The playwright Andrea Dunbar – best known for Rita, Sue and Bob Too, the basis for the 1987 film – died in 1990, aged 29, of a brain haemorrhage in her favourite Bradford pub, the Beacon. Black Teeth and a Brilliant Smile, adapted by Lisa Holdsworth from Adelle Stripe’s bittersweet 2017 novel, drops us straight into her final moments, just before her potential was cut short.
Kash Arshad’s staging is appropriately poignant. The play, made up of flashbacks to events in Dunbar’s life, is set within a generic version of the Beacon. In this way, Arshad brings everything that occurs back to yet another drink. It’s a neat device that shows the destructive cycle in which Dunbar found herself trapped, and demonstrates how her world was limited by poverty and social oppression. Hannah Sibai’s set design, accentuated by Keilidh Whyte’s lighting, is so detailed and realistic that it may take a minute to locate the pub theatre’s real bar.

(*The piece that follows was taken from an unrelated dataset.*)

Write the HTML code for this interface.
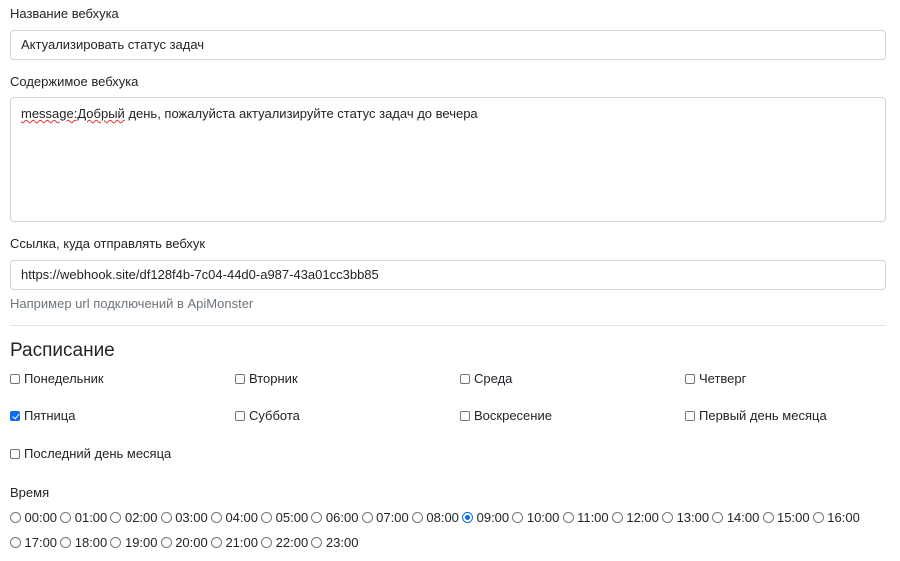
<!DOCTYPE html>
<html><head><meta charset="utf-8"><style>
body{margin:0;background:#fff;font-family:"Liberation Sans",sans-serif;font-size:13px;color:#212529;width:900px;height:561px;overflow:hidden;position:relative}
.a{position:absolute}
.lbl{left:10px}
.inp{left:10px;width:876px;border:1px solid #ced4da;border-radius:4px;box-sizing:border-box;padding:0 10px}
.cb{position:absolute;display:flex;align-items:center}
.box{width:10px;height:10px;border:1px solid #767676;border-radius:2px;margin-right:4px;box-sizing:border-box;background:#fff}
.chk{background:#0b6cf0;border-color:#0b6cf0;position:relative}
.chk:after{content:"";position:absolute;left:2.5px;top:0px;width:3px;height:6px;border:solid #fff;border-width:0 1.5px 1.5px 0;transform:rotate(40deg)}
.row{position:absolute;left:10px;display:flex;align-items:center;white-space:nowrap}
.r{width:11px;height:11px;border:1px solid #767676;border-radius:50%;box-sizing:border-box;margin-right:3.5px;display:inline-block}
.rs{border-color:#0b6cf0;position:relative}
.rs:after{content:"";position:absolute;left:2px;top:2px;width:5px;height:5px;border-radius:50%;background:#0b6cf0}
.it{display:flex;align-items:center;margin-right:3.2px}
</style></head><body>
<div class="a lbl" style="top:6px">Название вебхука</div>
<div class="a inp" style="top:30px;height:30px;line-height:28px">Актуализировать статус задач</div>
<div class="a lbl" style="top:74px">Содержимое вебхука</div>
<div class="a inp" style="top:97px;height:125px;padding-top:8px"><span style="text-decoration:underline wavy #e03030;text-decoration-thickness:1px">message:Добрый</span> день, пожалуйста актуализируйте статус задач до вечера</div>
<div class="a lbl" style="top:236px">Ссылка, куда отправлять вебхук</div>
<div class="a inp" style="top:260px;height:30px;line-height:28px">https://webhook.site/df128f4b-7c04-44d0-a987-43a01cc3bb85</div>
<div class="a lbl" style="top:296px;color:#6c757d">Например url подключений в ApiMonster</div>
<div class="a" style="left:10px;width:876px;top:325px;border-top:1px solid #e2e4e6"></div>
<div class="a lbl" style="top:340px;font-size:19px;font-weight:500">Расписание</div>
<div class="cb" style="left:10px;top:371px"><span class="box"></span>Понедельник</div>
<div class="cb" style="left:235px;top:371px"><span class="box"></span>Вторник</div>
<div class="cb" style="left:460px;top:371px"><span class="box"></span>Среда</div>
<div class="cb" style="left:685px;top:371px"><span class="box"></span>Четверг</div>
<div class="cb" style="left:10px;top:408px"><span class="box chk"></span>Пятница</div>
<div class="cb" style="left:235px;top:408px"><span class="box"></span>Суббота</div>
<div class="cb" style="left:460px;top:408px"><span class="box"></span>Воскресение</div>
<div class="cb" style="left:685px;top:408px"><span class="box"></span>Первый день месяца</div>
<div class="cb" style="left:10px;top:446px"><span class="box"></span>Последний день месяца</div>
<div class="a lbl" style="top:485px">Время</div>
<div class="row" style="top:510px">
<span class="it"><span class="r"></span>00:00</span><span class="it"><span class="r"></span>01:00</span><span class="it"><span class="r"></span>02:00</span><span class="it"><span class="r"></span>03:00</span><span class="it"><span class="r"></span>04:00</span><span class="it"><span class="r"></span>05:00</span><span class="it"><span class="r"></span>06:00</span><span class="it"><span class="r"></span>07:00</span><span class="it"><span class="r"></span>08:00</span><span class="it"><span class="r rs"></span>09:00</span><span class="it"><span class="r"></span>10:00</span><span class="it"><span class="r"></span>11:00</span><span class="it"><span class="r"></span>12:00</span><span class="it"><span class="r"></span>13:00</span><span class="it"><span class="r"></span>14:00</span><span class="it"><span class="r"></span>15:00</span><span class="it"><span class="r"></span>16:00</span>
</div>
<div class="row" style="top:535px">
<span class="it"><span class="r"></span>17:00</span><span class="it"><span class="r"></span>18:00</span><span class="it"><span class="r"></span>19:00</span><span class="it"><span class="r"></span>20:00</span><span class="it"><span class="r"></span>21:00</span><span class="it"><span class="r"></span>22:00</span><span class="it"><span class="r"></span>23:00</span>
</div>
</body></html>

The play dispenses almost entirely with the male characters, honing in on the things that were most meaningful in Dunbar’s life. Emily Spowage’s portrayal of the adult Dunbar is uncannily accurate. And, as she also plays the various men that Dunbar encounters, she’s able to show how she viewed them, from her violent ex-partner to a camp send-up of Royal Court artistic director Max Stafford-Clark.
The rest of the all-female cast works hard across roles. There are strong performances from Lucy Hird, as the young Dunbar, and Claire-Marie Seddon, as her pal Eileen, played across ages with a wicked laugh.
With so much to pack into 90 minutes, some aspects of her story lack the room they need to breathe. The play would actually benefit from being longer; the action is too concertinaed and this ultimately reduces its impact.
Dunbar’s first-hand experience of life on Bradford’s deprived Buttershaw estate, one of her inspirations as a writer, was fetishised by the press. She was described as “a genius straight from the slums”, as if it was beyond the realms of the imagination that a single mum of three in Thatcher’s Britain could write anything good enough for the Royal Court stage.
Dunbar’s surviving children have criticised the play as being comparably “salacious” in its picking over of her difficult life. Yet, Dunbar does not emerge from Stripe’s fictionalisation as a victim, but as a clever, unhappy woman who deserved better.
The play is a relevant and emotive caution against the one-size-fits-all approach of the privileged theatre industry. Despite Dunbar being hailed as the autodidact working-class genius of a generation, only one of her three plays remain in print – suggesting that many of the obstacles she faced are yet to be overcome.